Glenn Aitken (born in New Zealand on 14 December 1970) also known as Glenn Finlay Aitken, is a London-based New Zealand singer-songwriter and multi-instrumentalist. In 2010, he released his debut studio album entitled Extraordinary Lives.

==Career==
Glenn Aitken learned piano at an early age and went on to learn guitar and saxophone. He played his music in many countries including China, Malaysia, and Thailand. During one of his tours in the Maldives, he had his big break when Sir Paul McCartney discovered him while holidaying there. Aitken moved to London in 2003 where he is based now.

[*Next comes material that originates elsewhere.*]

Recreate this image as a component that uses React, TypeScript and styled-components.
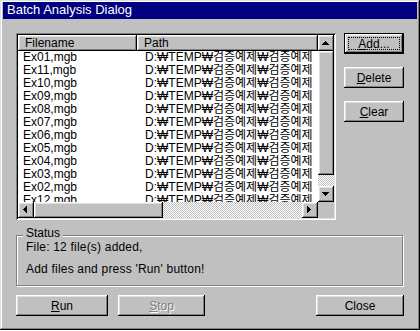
import React from 'react'
import styled, { createGlobalStyle, css } from 'styled-components'

const FONT = `"Liberation Sans", Arial, "Noto Sans CJK KR", sans-serif`
const PATH_FONT = `"Liberation Sans", "DejaVu Sans", "Noto Sans CJK KR", sans-serif`

const GlobalStyle = createGlobalStyle`
  html, body {
    margin: 0;
    padding: 0;
    background: #fff;
  }
  body {
    font-family: ${FONT};
    font-size: 12px;
    color: #000;
  }
`

const raised = css`
  box-shadow: inset -1px -1px #000, inset 1px 1px #fff, inset -2px -2px #808080, inset 2px 2px #dfdfdf;
`

const checker = css`
  background: repeating-conic-gradient(#c0c0c0 0% 25%, #fff 0% 50%) 0 0 / 2px 2px;
`

const files = ['Ex01', 'Ex11', 'Ex10', 'Ex09', 'Ex08', 'Ex07', 'Ex06', 'Ex05', 'Ex04', 'Ex03', 'Ex02', 'Ex12']
const PATH = 'D:₩TEMP₩검증예제₩검증예제'

type Dir = 'up' | 'down' | 'left' | 'right'

const Arrow: React.FC<{ dir: Dir }> = ({ dir }) => {
  const widths = dir === 'up' || dir === 'left' ? [1, 3, 5, 7] : [7, 5, 3, 1]
  const vertical = dir === 'up' || dir === 'down'
  return (
    <ArrowSvg
      $vertical={vertical}
      width={vertical ? 7 : 4}
      height={vertical ? 4 : 7}
      shapeRendering="crispEdges"
    >
      {widths.map((w, i) =>
        vertical ? (
          <rect key={i} x={(7 - w) / 2} y={i} width={w} height={1} fill="#000" />
        ) : (
          <rect key={i} x={i} y={(7 - w) / 2} width={1} height={w} fill="#000" />
        ),
      )}
    </ArrowSvg>
  )
}

const App: React.FC = () => {
  return (
    <>
      <GlobalStyle />
      <Window>
        <TitleBar>Batch Analysis Dialog</TitleBar>
        <Content>
          <MainRow>
            <ListView>
              <ListContent>
                <Header>
                  <HeaderCell>Filename</HeaderCell>
                  <HeaderCell>Path</HeaderCell>
                </Header>
                {files.map(f => (
                  <Row key={f}>
                    <FileCell>{f},mgb</FileCell>
                    <PathCell>{PATH}</PathCell>
                  </Row>
                ))}
              </ListContent>
              <VScroll>
                <ScrollButton><Arrow dir="up" /></ScrollButton>
                <Thumb $size={124} />
                <Track />
                <ScrollButton><Arrow dir="down" /></ScrollButton>
              </VScroll>
              <HScroll>
                <ScrollButton><Arrow dir="left" /></ScrollButton>
                <Thumb $size={129} />
                <Track />
                <ScrollButton><Arrow dir="right" /></ScrollButton>
              </HScroll>
              <Corner />
            </ListView>
            <ButtonColumn>
              <Button $w={60} $default $focus><u>A</u>dd...</Button>
              <Button $w={60}><u>D</u>elete</Button>
              <Button $w={60}><u>C</u>lear</Button>
            </ButtonColumn>
          </MainRow>
          <GroupBox>
            <Legend>Status</Legend>
            <StatusLine $first>File: 12 file(s) added,</StatusLine>
            <StatusLine>Add files and press 'Run' button!</StatusLine>
          </GroupBox>
          <BottomRow>
            <Button $w={92}><u>R</u>un</Button>
            <Button $w={87} disabled><u>S</u>top</Button>
            <Spacer />
            <Button $w={88}>Close</Button>
          </BottomRow>
        </Content>
      </Window>
    </>
  )
}

const Window = styled.div`
  width: 420px;
  height: 330px;
  box-sizing: border-box;
  background: #c0c0c0;
  box-shadow: inset -1px -1px #000, inset 1px 1px #dfdfdf, inset -2px -2px #808080, inset 2px 2px #fff;
  display: flex;
  flex-direction: column;
`

const TitleBar = styled.div`
  margin: 2px 3px 0;
  height: 17px;
  padding: 0 0 2px 4px;
  box-sizing: border-box;
  background: #000080;
  color: #fff;
  font-size: 13px;
  display: flex;
  align-items: center;
  white-space: nowrap;
`

const Content = styled.div`
  padding: 14px 16px 0;
  display: flex;
  flex-direction: column;
`

const MainRow = styled.div`
  display: flex;
  gap: 8px;
  height: 187px;
`

const ListView = styled.div`
  width: 320px;
  height: 187px;
  box-sizing: border-box;
  padding: 2px;
  background: #fff;
  box-shadow: inset 1px 1px #808080, inset -1px -1px #fff, inset 2px 2px #000, inset -2px -2px #dfdfdf;
  display: grid;
  grid-template-columns: 1fr 16px;
  grid-template-rows: 1fr 16px;
`

const ListContent = styled.div`
  overflow: hidden;
  background: #fff;
  min-width: 0;
  min-height: 0;
`

const Header = styled.div`
  display: grid;
  grid-template-columns: 119px 1fr;
  height: 16px;
`

const HeaderCell = styled.div`
  background: #c0c0c0;
  ${raised};
  padding-left: 7px;
  line-height: 16px;
  white-space: nowrap;
`

const Row = styled.div`
  display: grid;
  grid-template-columns: 119px 1fr;
  height: 13px;
  line-height: 13px;
  white-space: nowrap;
`

const FileCell = styled.div`
  padding-left: 5px;
`

const PathCell = styled.div`
  padding-left: 8px;
  overflow: hidden;
  font-family: ${PATH_FONT};
`

const VScroll = styled.div`
  display: flex;
  flex-direction: column;
  min-height: 0;
`

const HScroll = styled.div`
  display: flex;
  min-width: 0;
`

const ScrollButton = styled.div`
  width: 16px;
  height: 16px;
  flex: none;
  box-sizing: border-box;
  background: #c0c0c0;
  ${raised};
  display: flex;
  align-items: flex-start;
  justify-content: flex-start;
`

const ArrowSvg = styled.svg<{ $vertical: boolean }>`
  display: block;
  margin: ${p => (p.$vertical ? '6px 0 0 4px' : '4px 0 0 5px')};
`

const Thumb = styled.div<{ $size: number }>`
  flex: 0 0 ${p => p.$size}px;
  background: #c0c0c0;
  ${raised};
`

const Track = styled.div`
  flex: 1;
  ${checker};
`

const Corner = styled.div`
  background: #c0c0c0;
`

const ButtonColumn = styled.div`
  display: flex;
  flex-direction: column;
  gap: 13px;
`

const Button = styled.button<{ $w: number; $default?: boolean; $focus?: boolean }>`
  width: ${p => p.$w}px;
  height: 21px;
  flex: none;
  margin: 0;
  padding: 0;
  position: relative;
  box-sizing: border-box;
  background: #c0c0c0;
  font-family: ${FONT};
  font-size: 12px;
  color: #000;
  border: ${p => (p.$default ? '1px solid #000' : 'none')};
  ${raised};

  &::after {
    content: '';
    display: ${p => (p.$focus ? 'block' : 'none')};
    position: absolute;
    inset: 3px 3px;
    border: 1px dotted #000;
  }

  &:disabled {
    color: #808080;
    text-shadow: 1px 1px 0 #fff;
  }
`

const GroupBox = styled.fieldset`
  margin: 7px 1px 0 0;
  padding: 0 9px 9px;
  min-width: 0;
  border: 1px solid #808080;
  box-shadow: inset 1px 1px #fff, 1px 1px #fff;
`

const Legend = styled.legend`
  margin-left: -3px;
  padding: 0 3px 4px;
  line-height: 13px;
  background: #c0c0c0;
`

const StatusLine = styled.div<{ $first?: boolean }>`
  line-height: 13px;
  margin-top: ${p => (p.$first ? '-3px' : '9px')};
  white-space: nowrap;
  letter-spacing: 0.2px;
`

const BottomRow = styled.div`
  display: flex;
  gap: 10px;
  margin-top: 9px;
`

const Spacer = styled.div`
  flex: 1;
`

export default App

"The Way", a song composed and performed by Aitken, appeared on a special compilation by Sir Paul McCartney entitled Paul McCartney's Glastonbury Groove. The album contains some of Paul McCartney's favourite songs of 2004 as published in UNCUT magazine and distributed as a free CD with the magazine.

Since coming to England, Aitken has had his music published by MPL Communications, a holding company owned by McCartney. Aitken has also been a finalist in the 2004, 2005, 2006, 2007 and 2010 UK Songwriting Contests. He also won the Roland UK Loopstation Championship in 2008, was runner up in 2009, and finalist in 2010.

Aitken released his début album, Extraordinary Lives, in June 2010. The album produced by John Ravenhall contains 14 tracks, and includes guest artists such as Paul McCartney, Greg Lyons and Strings by the Chicago Symphonic Orchestra.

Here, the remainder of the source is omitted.